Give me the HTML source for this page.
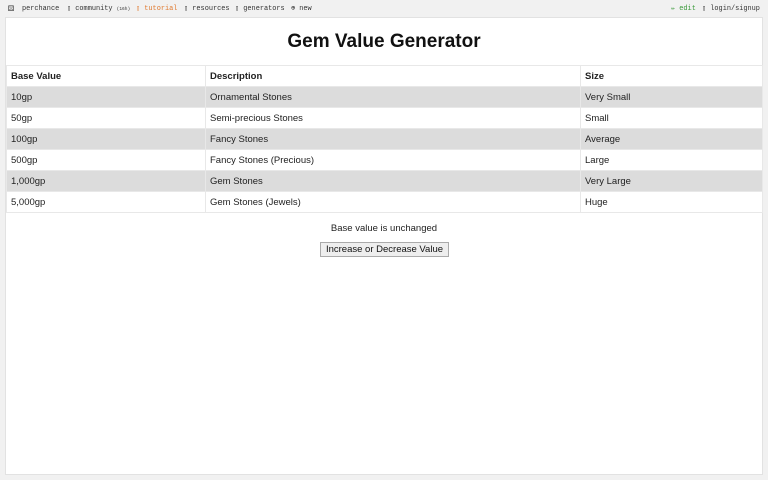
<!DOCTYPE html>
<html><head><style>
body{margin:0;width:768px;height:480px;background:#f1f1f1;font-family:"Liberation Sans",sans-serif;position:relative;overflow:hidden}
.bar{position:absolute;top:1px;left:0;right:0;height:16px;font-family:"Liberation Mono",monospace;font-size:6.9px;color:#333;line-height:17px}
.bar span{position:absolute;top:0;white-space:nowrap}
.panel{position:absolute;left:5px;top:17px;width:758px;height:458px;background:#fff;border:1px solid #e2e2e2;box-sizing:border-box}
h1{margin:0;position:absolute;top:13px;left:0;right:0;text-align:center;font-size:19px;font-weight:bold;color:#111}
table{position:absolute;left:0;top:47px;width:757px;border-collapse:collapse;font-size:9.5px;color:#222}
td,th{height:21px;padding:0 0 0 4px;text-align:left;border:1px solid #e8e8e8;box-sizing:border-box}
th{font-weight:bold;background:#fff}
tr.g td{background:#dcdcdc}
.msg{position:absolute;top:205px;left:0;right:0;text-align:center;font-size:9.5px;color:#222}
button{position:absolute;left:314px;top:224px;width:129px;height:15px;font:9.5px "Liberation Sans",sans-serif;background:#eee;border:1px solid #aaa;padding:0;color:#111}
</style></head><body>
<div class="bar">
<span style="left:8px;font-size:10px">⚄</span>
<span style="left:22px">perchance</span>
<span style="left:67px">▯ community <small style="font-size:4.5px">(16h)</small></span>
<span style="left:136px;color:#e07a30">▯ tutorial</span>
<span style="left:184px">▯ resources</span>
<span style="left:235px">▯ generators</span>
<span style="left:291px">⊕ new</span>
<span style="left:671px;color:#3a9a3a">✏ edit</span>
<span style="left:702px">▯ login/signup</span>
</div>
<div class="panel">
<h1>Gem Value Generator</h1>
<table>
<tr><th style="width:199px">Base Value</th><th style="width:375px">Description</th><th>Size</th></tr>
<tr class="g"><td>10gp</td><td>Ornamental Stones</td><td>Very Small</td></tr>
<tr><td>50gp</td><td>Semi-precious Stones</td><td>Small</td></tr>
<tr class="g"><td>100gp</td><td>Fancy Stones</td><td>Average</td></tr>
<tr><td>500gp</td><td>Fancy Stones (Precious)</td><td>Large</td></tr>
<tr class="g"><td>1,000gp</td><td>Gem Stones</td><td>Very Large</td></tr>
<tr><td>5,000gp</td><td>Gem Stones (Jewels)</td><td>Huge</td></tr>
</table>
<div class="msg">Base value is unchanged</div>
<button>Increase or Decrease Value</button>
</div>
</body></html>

- _Work instructions_
Transcribe the full listing character for character. Pictures are excluded.

- _Finished answer_
Give me the HTML source for this page.
<!DOCTYPE html>
<html><head><style>
body{margin:0;width:768px;height:480px;background:#f1f1f1;font-family:"Liberation Sans",sans-serif;position:relative;overflow:hidden}
.bar{position:absolute;top:1px;left:0;right:0;height:16px;font-family:"Liberation Mono",monospace;font-size:6.9px;color:#333;line-height:17px}
.bar span{position:absolute;top:0;white-space:nowrap}
.panel{position:absolute;left:5px;top:17px;width:758px;height:458px;background:#fff;border:1px solid #e2e2e2;box-sizing:border-box}
h1{margin:0;position:absolute;top:13px;left:0;right:0;text-align:center;font-size:19px;font-weight:bold;color:#111}
table{position:absolute;left:0;top:47px;width:757px;border-collapse:collapse;font-size:9.5px;color:#222}
td,th{height:21px;padding:0 0 0 4px;text-align:left;border:1px solid #e8e8e8;box-sizing:border-box}
th{font-weight:bold;background:#fff}
tr.g td{background:#dcdcdc}
.msg{position:absolute;top:205px;left:0;right:0;text-align:center;font-size:9.5px;color:#222}
button{position:absolute;left:314px;top:224px;width:129px;height:15px;font:9.5px "Liberation Sans",sans-serif;background:#eee;border:1px solid #aaa;padding:0;color:#111}
</style></head><body>
<div class="bar">
<span style="left:8px;font-size:10px">⚄</span>
<span style="left:22px">perchance</span>
<span style="left:67px">▯ community <small style="font-size:4.5px">(16h)</small></span>
<span style="left:136px;color:#e07a30">▯ tutorial</span>
<span style="left:184px">▯ resources</span>
<span style="left:235px">▯ generators</span>
<span style="left:291px">⊕ new</span>
<span style="left:671px;color:#3a9a3a">✏ edit</span>
<span style="left:702px">▯ login/signup</span>
</div>
<div class="panel">
<h1>Gem Value Generator</h1>
<table>
<tr><th style="width:199px">Base Value</th><th style="width:375px">Description</th><th>Size</th></tr>
<tr class="g"><td>10gp</td><td>Ornamental Stones</td><td>Very Small</td></tr>
<tr><td>50gp</td><td>Semi-precious Stones</td><td>Small</td></tr>
<tr class="g"><td>100gp</td><td>Fancy Stones</td><td>Average</td></tr>
<tr><td>500gp</td><td>Fancy Stones (Precious)</td><td>Large</td></tr>
<tr class="g"><td>1,000gp</td><td>Gem Stones</td><td>Very Large</td></tr>
<tr><td>5,000gp</td><td>Gem Stones (Jewels)</td><td>Huge</td></tr>
</table>
<div class="msg">Base value is unchanged</div>
<button>Increase or Decrease Value</button>
</div>
</body></html>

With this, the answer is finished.